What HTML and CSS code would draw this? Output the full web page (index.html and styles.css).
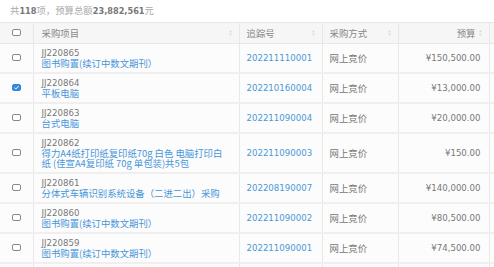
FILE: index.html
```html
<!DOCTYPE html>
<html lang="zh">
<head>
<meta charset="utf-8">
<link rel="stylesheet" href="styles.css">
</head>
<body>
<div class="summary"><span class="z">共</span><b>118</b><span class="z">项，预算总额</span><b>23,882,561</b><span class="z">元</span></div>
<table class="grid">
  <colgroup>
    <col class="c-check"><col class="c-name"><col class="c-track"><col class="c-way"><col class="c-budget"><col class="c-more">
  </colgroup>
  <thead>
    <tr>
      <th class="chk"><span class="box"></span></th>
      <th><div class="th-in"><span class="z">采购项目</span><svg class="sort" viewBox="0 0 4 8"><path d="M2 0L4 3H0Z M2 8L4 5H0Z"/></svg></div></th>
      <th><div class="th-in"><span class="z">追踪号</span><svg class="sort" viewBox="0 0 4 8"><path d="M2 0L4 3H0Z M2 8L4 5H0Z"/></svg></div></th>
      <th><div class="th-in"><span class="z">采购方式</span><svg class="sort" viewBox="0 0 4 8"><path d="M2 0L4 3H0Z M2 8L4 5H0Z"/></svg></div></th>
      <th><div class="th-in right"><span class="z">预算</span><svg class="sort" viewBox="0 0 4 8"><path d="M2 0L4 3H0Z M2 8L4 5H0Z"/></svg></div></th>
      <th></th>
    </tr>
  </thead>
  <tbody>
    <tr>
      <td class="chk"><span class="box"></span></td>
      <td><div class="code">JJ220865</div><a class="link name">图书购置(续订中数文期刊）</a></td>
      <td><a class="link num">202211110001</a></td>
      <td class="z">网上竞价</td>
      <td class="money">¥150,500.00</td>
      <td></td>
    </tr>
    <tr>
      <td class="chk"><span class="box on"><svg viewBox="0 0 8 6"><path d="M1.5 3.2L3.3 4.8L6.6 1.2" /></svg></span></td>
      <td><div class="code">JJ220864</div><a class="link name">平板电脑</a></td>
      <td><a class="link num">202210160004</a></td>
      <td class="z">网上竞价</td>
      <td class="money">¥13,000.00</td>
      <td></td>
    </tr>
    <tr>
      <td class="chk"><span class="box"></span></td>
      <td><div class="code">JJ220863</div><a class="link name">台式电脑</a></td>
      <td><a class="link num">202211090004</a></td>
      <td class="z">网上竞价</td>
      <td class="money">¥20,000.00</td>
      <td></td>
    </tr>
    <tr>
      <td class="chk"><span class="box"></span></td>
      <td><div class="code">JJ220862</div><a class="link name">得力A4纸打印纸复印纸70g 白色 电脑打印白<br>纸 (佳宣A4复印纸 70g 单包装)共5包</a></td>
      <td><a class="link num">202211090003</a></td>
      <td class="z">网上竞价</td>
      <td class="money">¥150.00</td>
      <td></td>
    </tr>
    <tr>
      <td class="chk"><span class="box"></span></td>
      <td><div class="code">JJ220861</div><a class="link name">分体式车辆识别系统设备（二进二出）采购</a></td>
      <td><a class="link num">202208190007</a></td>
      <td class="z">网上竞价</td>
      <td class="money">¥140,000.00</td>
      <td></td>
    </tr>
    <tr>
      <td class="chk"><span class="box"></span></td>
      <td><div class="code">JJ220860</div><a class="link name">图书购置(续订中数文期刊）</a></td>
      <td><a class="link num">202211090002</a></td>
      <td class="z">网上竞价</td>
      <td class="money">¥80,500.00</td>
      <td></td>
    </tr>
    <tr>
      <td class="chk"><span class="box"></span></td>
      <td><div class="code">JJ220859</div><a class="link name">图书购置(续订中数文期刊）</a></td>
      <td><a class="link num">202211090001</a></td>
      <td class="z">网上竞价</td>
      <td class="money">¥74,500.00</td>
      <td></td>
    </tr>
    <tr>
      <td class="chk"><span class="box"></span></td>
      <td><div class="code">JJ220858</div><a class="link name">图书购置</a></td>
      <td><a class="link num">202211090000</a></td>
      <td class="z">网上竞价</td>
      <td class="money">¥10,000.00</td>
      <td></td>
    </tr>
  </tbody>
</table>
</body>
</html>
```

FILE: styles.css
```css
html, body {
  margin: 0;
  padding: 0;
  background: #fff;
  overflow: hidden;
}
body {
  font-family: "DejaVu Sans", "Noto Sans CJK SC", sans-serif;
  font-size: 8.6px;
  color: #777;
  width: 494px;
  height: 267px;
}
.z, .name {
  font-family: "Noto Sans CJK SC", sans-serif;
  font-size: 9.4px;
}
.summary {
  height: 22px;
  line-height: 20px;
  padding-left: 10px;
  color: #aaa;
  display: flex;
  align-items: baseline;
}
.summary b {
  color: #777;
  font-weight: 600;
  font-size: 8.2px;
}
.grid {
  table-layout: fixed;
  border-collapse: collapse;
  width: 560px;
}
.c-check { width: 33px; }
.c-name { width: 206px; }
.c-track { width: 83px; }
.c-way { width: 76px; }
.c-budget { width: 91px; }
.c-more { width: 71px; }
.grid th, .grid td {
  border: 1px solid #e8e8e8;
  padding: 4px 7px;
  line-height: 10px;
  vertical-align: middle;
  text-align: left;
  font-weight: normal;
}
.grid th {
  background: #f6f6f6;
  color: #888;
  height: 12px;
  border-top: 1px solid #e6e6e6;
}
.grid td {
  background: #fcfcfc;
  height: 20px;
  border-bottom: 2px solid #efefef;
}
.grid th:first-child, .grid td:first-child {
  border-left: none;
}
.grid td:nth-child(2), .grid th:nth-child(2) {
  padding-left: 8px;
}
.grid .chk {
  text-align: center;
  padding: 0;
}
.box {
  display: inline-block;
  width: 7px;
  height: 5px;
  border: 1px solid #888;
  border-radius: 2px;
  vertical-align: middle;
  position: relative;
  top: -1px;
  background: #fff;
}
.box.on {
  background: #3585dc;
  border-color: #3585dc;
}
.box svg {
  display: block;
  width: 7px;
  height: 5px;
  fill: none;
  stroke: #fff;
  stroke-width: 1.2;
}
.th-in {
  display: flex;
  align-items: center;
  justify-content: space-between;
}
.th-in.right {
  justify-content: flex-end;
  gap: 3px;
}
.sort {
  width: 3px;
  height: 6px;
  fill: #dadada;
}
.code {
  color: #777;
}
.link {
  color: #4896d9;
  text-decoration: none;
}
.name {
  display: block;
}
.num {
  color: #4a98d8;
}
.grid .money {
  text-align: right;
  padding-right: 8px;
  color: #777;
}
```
══════════
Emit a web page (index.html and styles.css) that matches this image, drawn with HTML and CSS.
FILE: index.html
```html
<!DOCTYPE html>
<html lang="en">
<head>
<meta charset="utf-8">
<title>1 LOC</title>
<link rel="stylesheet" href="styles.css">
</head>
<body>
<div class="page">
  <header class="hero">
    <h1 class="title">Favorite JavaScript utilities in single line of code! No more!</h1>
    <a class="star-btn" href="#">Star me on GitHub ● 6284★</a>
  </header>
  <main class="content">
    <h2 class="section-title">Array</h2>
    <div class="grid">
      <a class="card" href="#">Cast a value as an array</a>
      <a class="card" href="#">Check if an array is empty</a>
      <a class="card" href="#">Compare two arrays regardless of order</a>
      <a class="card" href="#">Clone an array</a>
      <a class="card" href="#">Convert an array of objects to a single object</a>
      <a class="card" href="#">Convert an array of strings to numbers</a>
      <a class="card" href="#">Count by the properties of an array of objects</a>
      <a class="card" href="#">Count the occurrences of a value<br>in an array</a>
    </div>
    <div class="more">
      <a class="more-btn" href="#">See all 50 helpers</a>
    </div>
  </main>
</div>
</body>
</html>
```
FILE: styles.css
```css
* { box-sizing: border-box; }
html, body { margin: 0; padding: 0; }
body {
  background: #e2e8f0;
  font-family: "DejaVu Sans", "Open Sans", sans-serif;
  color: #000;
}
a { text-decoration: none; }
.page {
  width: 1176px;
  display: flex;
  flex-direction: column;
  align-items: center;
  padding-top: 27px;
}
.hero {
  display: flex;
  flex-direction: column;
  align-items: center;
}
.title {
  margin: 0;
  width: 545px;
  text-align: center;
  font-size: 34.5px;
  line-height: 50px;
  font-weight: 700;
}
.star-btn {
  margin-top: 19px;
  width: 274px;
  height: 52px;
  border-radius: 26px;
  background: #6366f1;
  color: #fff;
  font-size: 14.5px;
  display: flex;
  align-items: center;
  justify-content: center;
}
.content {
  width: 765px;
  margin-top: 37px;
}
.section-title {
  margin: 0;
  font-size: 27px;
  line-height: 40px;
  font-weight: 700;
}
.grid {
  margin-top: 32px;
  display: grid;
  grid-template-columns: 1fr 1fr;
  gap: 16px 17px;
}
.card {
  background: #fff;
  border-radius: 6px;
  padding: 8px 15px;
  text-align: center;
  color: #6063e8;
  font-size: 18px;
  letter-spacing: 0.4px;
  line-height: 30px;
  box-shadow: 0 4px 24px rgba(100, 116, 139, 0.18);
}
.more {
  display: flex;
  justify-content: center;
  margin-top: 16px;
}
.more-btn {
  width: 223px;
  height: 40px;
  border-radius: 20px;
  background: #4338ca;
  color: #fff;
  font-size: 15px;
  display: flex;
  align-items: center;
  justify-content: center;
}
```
══════════
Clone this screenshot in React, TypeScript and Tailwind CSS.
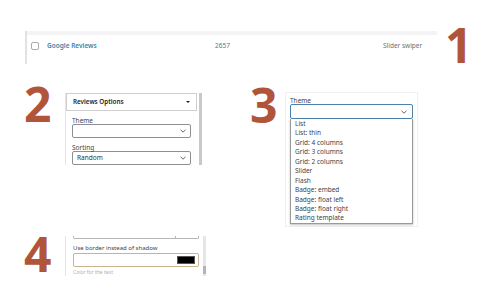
══════════
What is needed: Across the entries above, how many lines contain "index"? Provide only the count.

Task result: 4